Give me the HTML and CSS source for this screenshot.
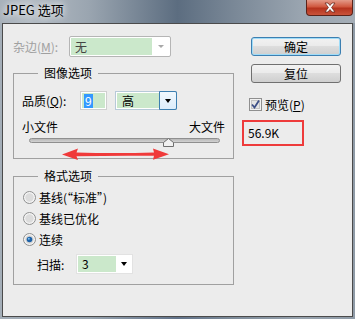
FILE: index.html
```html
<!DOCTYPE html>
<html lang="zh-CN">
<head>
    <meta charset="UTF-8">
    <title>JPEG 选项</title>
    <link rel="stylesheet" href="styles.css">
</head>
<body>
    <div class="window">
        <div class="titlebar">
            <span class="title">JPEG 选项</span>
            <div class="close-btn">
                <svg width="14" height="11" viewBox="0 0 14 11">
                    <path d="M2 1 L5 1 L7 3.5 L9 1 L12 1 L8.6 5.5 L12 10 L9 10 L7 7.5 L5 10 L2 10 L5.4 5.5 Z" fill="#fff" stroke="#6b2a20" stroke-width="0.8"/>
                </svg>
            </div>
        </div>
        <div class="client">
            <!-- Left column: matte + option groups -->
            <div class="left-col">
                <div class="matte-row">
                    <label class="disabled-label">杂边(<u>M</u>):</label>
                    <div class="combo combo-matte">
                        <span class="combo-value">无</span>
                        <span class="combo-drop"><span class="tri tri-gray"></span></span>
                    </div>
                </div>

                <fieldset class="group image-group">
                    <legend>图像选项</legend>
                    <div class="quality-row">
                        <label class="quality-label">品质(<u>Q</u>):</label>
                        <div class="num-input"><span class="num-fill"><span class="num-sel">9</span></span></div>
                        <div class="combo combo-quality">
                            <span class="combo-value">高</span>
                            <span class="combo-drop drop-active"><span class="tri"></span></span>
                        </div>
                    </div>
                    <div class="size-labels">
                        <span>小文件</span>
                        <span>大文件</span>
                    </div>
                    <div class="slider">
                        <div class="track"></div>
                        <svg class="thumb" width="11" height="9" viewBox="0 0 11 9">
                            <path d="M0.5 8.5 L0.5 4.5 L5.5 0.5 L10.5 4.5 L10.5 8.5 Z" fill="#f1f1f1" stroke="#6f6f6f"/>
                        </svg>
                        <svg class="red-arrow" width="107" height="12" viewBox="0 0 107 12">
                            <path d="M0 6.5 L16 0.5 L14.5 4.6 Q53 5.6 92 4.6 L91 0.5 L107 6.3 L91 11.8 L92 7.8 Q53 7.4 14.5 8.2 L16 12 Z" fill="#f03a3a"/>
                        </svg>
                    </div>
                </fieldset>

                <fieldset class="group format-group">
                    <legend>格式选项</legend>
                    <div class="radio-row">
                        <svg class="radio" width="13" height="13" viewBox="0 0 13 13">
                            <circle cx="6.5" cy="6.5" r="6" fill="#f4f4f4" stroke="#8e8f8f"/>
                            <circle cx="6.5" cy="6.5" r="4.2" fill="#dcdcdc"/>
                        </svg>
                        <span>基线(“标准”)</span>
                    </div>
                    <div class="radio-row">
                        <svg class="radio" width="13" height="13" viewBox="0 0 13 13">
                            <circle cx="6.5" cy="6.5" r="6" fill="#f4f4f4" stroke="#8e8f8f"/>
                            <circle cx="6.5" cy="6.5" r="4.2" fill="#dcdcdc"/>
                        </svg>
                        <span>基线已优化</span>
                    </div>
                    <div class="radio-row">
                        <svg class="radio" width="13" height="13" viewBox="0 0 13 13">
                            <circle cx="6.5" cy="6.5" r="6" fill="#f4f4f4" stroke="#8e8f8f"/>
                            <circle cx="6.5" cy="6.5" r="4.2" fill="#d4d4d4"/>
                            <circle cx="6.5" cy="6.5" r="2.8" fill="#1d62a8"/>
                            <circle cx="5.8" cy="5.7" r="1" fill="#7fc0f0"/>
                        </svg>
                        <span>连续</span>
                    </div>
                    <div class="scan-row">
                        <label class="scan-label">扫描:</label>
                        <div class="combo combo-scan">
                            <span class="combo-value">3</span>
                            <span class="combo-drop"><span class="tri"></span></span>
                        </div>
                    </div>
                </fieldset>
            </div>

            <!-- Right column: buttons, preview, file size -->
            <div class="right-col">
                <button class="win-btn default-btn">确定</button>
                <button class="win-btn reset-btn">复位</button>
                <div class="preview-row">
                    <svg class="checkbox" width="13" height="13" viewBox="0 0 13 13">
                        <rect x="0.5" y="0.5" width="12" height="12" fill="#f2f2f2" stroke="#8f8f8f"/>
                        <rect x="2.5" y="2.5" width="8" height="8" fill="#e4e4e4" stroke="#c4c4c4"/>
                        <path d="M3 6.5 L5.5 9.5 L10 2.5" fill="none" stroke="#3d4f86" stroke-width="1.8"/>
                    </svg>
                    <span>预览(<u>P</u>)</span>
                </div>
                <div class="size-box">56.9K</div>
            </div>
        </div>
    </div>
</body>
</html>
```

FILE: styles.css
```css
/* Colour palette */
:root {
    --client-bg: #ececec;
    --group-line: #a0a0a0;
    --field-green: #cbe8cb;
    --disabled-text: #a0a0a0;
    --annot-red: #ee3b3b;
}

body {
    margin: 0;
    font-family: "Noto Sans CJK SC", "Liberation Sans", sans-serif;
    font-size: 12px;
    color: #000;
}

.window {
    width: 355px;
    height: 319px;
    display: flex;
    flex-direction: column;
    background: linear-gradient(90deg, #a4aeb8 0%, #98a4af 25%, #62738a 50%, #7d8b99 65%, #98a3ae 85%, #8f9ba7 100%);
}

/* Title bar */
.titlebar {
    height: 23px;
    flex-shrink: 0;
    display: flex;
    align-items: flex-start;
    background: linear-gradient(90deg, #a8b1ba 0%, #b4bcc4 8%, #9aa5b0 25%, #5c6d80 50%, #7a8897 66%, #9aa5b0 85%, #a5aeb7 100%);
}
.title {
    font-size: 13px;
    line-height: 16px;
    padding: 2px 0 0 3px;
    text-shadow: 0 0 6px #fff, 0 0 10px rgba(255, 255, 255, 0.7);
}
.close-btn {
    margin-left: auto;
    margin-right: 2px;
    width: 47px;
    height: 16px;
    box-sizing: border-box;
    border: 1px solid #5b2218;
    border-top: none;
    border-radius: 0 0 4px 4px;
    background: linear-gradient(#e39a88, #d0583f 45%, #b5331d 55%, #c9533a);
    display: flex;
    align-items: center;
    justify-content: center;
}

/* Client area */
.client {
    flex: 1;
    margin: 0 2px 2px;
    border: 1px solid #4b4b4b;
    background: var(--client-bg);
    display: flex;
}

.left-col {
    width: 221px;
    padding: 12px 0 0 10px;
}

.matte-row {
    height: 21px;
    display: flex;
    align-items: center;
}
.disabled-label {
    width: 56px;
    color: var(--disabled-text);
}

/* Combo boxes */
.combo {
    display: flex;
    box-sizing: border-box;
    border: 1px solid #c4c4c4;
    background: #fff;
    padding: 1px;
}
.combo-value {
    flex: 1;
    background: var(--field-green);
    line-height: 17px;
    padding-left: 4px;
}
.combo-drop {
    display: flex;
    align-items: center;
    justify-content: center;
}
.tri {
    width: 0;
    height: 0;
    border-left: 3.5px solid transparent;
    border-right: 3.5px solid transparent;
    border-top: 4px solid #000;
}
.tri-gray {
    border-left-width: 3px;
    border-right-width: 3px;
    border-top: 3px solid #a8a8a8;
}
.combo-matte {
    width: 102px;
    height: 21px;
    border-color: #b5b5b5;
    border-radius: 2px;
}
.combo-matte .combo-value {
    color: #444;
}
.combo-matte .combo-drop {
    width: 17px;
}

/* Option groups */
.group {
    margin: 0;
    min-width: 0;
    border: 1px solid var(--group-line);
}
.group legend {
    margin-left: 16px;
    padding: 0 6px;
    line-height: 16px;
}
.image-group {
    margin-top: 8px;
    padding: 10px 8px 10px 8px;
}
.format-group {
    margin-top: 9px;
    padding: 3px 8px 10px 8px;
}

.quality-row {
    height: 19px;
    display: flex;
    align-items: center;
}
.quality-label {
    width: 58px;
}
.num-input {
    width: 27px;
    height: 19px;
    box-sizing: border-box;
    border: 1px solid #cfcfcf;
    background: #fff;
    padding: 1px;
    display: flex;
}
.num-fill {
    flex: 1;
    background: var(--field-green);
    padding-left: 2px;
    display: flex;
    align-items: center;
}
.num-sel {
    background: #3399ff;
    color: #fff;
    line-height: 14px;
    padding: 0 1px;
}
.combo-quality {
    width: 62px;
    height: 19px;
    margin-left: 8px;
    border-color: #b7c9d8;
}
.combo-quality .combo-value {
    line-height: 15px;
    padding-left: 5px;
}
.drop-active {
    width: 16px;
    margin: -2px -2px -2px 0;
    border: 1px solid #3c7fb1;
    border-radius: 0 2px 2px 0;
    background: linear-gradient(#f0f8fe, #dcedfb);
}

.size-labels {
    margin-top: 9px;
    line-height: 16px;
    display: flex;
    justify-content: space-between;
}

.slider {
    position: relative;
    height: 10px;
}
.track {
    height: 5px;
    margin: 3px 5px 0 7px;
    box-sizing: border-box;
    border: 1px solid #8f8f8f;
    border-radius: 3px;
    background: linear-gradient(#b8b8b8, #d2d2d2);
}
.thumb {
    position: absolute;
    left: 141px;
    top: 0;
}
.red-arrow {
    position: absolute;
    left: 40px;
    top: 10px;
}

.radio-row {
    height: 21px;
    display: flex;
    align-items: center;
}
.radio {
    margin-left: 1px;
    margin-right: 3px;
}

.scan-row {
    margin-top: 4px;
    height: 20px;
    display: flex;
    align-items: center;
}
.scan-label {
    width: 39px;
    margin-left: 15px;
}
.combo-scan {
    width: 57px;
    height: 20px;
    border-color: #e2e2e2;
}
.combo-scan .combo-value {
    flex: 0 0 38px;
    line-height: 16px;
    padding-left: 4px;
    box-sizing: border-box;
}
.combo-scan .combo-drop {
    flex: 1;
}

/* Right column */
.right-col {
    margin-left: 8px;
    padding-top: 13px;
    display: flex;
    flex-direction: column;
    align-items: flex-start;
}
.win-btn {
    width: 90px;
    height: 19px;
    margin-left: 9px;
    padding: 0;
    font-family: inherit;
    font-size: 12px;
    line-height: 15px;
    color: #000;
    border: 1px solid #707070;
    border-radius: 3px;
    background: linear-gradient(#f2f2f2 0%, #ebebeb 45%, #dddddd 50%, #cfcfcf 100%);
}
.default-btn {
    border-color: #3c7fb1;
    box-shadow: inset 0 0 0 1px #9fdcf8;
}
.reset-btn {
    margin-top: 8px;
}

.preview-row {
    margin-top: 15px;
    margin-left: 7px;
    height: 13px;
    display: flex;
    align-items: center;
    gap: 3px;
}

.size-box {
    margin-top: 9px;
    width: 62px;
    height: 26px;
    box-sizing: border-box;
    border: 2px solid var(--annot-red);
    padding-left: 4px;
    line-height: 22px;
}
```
---
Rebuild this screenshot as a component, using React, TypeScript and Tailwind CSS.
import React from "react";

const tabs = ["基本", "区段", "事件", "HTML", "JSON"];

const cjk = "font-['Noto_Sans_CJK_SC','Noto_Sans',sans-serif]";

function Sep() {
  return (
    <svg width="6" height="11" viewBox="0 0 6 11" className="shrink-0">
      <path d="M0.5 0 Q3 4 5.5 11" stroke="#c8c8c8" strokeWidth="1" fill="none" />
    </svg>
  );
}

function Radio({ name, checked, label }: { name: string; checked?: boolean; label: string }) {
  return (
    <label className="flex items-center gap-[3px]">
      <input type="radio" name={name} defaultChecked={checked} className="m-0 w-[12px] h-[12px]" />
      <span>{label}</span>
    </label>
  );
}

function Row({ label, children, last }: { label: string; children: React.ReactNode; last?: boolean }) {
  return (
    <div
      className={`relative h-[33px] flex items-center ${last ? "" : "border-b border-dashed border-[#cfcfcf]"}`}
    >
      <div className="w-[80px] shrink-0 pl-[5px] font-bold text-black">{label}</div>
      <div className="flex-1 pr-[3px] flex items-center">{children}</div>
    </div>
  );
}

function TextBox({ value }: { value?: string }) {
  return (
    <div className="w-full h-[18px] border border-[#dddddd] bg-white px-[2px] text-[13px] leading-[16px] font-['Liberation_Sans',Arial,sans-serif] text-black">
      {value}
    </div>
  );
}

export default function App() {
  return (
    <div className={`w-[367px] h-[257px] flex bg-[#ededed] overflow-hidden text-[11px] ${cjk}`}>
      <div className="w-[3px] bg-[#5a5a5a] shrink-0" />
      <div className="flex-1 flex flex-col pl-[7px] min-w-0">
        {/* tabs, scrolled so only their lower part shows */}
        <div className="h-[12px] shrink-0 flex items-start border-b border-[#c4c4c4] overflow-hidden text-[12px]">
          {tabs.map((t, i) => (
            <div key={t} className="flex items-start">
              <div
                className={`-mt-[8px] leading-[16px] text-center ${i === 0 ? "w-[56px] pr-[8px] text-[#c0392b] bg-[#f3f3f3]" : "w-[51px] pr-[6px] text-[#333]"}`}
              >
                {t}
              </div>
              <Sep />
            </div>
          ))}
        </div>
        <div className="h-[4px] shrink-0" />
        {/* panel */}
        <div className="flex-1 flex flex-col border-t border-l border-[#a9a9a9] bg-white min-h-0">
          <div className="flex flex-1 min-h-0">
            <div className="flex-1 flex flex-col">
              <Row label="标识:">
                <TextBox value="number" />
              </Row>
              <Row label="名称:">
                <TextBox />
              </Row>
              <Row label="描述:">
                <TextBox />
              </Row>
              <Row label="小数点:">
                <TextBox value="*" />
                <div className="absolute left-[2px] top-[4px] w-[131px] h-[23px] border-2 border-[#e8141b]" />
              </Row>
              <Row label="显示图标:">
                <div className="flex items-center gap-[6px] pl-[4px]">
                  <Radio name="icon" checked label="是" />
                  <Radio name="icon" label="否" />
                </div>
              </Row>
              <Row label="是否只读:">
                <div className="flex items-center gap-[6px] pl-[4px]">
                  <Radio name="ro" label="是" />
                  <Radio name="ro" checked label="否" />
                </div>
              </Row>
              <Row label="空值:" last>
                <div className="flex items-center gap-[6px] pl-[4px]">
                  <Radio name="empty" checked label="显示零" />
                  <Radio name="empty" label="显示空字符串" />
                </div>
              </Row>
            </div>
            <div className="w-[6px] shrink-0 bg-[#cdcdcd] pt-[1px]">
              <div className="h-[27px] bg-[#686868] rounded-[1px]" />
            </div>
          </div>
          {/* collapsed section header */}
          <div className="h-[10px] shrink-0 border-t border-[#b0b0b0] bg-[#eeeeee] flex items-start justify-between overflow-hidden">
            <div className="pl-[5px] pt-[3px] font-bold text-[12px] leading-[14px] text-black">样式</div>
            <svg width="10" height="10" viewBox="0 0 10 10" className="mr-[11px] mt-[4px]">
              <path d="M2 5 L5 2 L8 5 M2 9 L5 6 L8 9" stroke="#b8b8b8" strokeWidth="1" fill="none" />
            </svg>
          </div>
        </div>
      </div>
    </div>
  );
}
---
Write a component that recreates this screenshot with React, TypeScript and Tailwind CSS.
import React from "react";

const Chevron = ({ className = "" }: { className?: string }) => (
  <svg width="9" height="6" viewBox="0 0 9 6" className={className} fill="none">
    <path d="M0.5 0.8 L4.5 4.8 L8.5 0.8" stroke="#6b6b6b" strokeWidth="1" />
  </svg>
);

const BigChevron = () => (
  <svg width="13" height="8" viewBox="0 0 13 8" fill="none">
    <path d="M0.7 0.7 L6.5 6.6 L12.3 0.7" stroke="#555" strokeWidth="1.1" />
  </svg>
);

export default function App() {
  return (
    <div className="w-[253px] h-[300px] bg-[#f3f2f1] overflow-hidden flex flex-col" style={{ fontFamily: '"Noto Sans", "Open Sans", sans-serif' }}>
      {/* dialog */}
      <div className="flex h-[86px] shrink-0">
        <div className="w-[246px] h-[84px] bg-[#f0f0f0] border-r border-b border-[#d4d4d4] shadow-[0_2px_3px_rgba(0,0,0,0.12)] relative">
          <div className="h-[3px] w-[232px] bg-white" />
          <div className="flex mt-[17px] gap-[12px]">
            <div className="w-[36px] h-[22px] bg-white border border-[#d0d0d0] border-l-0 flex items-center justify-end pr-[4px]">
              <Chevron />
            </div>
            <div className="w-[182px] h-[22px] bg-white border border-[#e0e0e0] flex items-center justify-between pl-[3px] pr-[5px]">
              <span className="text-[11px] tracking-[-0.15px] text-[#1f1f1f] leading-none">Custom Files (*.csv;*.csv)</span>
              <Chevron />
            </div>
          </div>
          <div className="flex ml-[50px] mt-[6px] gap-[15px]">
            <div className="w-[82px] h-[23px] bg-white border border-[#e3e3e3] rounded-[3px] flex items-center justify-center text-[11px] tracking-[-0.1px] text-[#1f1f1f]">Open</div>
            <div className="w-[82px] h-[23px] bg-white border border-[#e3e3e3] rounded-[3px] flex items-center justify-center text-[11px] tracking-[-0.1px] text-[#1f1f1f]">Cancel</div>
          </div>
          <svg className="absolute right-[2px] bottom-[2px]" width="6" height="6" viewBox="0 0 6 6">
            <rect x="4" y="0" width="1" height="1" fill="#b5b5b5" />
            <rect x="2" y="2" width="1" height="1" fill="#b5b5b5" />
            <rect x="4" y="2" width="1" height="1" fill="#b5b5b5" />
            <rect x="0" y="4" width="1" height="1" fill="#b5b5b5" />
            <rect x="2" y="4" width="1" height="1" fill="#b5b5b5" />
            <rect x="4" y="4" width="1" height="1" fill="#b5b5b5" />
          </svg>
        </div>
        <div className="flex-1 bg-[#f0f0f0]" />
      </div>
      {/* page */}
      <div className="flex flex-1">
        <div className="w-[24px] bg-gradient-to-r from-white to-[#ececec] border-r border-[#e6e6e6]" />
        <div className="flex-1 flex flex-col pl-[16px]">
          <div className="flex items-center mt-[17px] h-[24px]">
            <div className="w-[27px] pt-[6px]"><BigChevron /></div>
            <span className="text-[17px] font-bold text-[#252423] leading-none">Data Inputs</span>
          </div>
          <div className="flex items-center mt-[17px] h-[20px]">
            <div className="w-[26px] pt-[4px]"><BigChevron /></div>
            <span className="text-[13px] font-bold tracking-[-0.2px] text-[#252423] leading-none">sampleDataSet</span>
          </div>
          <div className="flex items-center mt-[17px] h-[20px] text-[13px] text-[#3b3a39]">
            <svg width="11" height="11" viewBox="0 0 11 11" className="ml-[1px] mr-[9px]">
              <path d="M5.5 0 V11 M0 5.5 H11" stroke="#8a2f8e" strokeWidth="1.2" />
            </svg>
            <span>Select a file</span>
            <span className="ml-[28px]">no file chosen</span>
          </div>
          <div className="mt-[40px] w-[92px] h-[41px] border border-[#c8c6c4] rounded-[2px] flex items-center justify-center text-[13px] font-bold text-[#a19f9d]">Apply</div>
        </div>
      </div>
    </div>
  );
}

§ **Your goal**:
Scan the material above. Copy each line that holds the word "this".

§ **Correct answer**:
Give me the HTML and CSS source for this screenshot.
Rebuild this screenshot as a component, using React, TypeScript and Tailwind CSS.
Write a component that recreates this screenshot with React, TypeScript and Tailwind CSS.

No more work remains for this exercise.